*Short problem*. Lines that hold the word "React" should be located and copied.

***

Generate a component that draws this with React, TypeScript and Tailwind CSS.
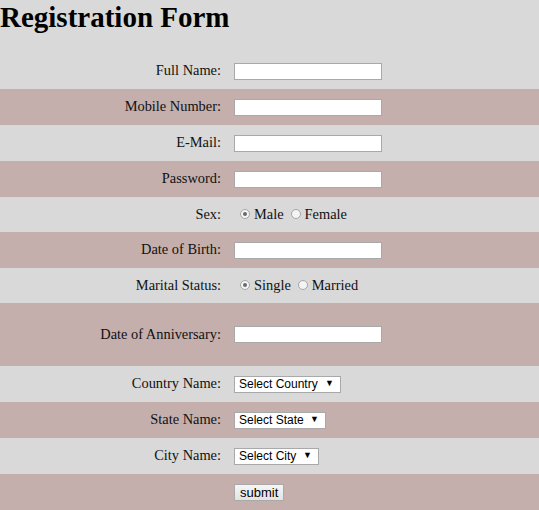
import React from "react";

const serif = { fontFamily: '"Liberation Serif", "Times New Roman", serif' };

function TextBox() {
  return <div className="w-[148px] h-[17px] bg-white border border-[#a9a9a9]" />;
}

function Radio({ checked }: { checked?: boolean }) {
  return (
    <span className="inline-flex items-center justify-center w-[10px] h-[10px] rounded-full border border-[#a6a6a6] bg-[#f4f4f4]">
      {checked && <span className="w-[4px] h-[4px] rounded-full bg-[#6a6a6a]" />}
    </span>
  );
}

function RadioGroup({ options }: { options: string[] }) {
  return (
    <div className="flex items-center pl-[6px] text-[14.4px] text-[#111]" style={serif}>
      {options.map((o, i) => (
        <span key={o} className={`flex items-center ${i > 0 ? "ml-[7px]" : ""}`}>
          <Radio checked={i === 0} />
          <span className="ml-[4px]">{o}</span>
        </span>
      ))}
    </div>
  );
}

function Select({ label, width }: { label: string; width: string }) {
  return (
    <div
      className={`${width} h-[17px] bg-white border border-[#a9a9a9] flex items-center justify-between pl-[4px] pr-[6px] text-[12px] text-black`}
      style={{ fontFamily: '"Liberation Sans", Arial, sans-serif' }}
    >
      <span>{label}</span>
      <span className="text-[9px]">▼</span>
    </div>
  );
}

function Row({
  label,
  children,
  pink,
  h = "h-[36px]",
}: {
  label: string;
  children: React.ReactNode;
  pink?: boolean;
  h?: string;
}) {
  return (
    <div
      className={`grid grid-cols-[221px_1fr] gap-x-[13px] items-center ${h} ${
        pink ? "bg-[#c4afad]" : "bg-[#d9d9d9]"
      }`}
    >
      <div className="text-right text-[14.4px] text-[#111]" style={serif}>
        {label}
      </div>
      <div className="flex items-center">{children}</div>
    </div>
  );
}

export default function App() {
  return (
    <div className="w-[539px] h-[510px] bg-[#d9d9d9] overflow-hidden">
      <div className="h-[53px]">
        <h1 className="text-[29px] font-bold text-black leading-[34px]" style={serif}>
          Registration Form
        </h1>
      </div>
      <Row label="Full Name:">
        <TextBox />
      </Row>
      <Row label="Mobile Number:" pink>
        <TextBox />
      </Row>
      <Row label="E-Mail:">
        <TextBox />
      </Row>
      <Row label="Password:" pink>
        <TextBox />
      </Row>
      <Row label="Sex:" h="h-[35px]">
        <RadioGroup options={["Male", "Female"]} />
      </Row>
      <Row label="Date of Birth:" pink>
        <TextBox />
      </Row>
      <Row label="Marital Status:" h="h-[35px]">
        <RadioGroup options={["Single", "Married"]} />
      </Row>
      <Row label="Date of Anniversary:" pink h="h-[63px]">
        <TextBox />
      </Row>
      <Row label="Country Name:">
        <Select label="Select Country" width="w-[107px]" />
      </Row>
      <Row label="State Name:" pink>
        <Select label="Select State" width="w-[92px]" />
      </Row>
      <Row label="City Name:">
        <Select label="Select City" width="w-[85px]" />
      </Row>
      <div className="grid grid-cols-[221px_1fr] gap-x-[13px] items-center h-[36px] bg-[#c4afad]">
        <div />
        <div className="flex items-center">
          <button
            className="h-[17px] px-[5px] border border-[#a9a9a9] bg-gradient-to-b from-[#f6f6f6] to-[#e3e3e3] text-[13px] leading-[15px] text-black"
            style={{ fontFamily: '"Liberation Sans", Arial, sans-serif' }}
          >
            submit
          </button>
        </div>
      </div>
    </div>
  );
}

***

*Problem solution*.
Generate a component that draws this with React, TypeScript and Tailwind CSS.
import React from "react";
  children: React.ReactNode;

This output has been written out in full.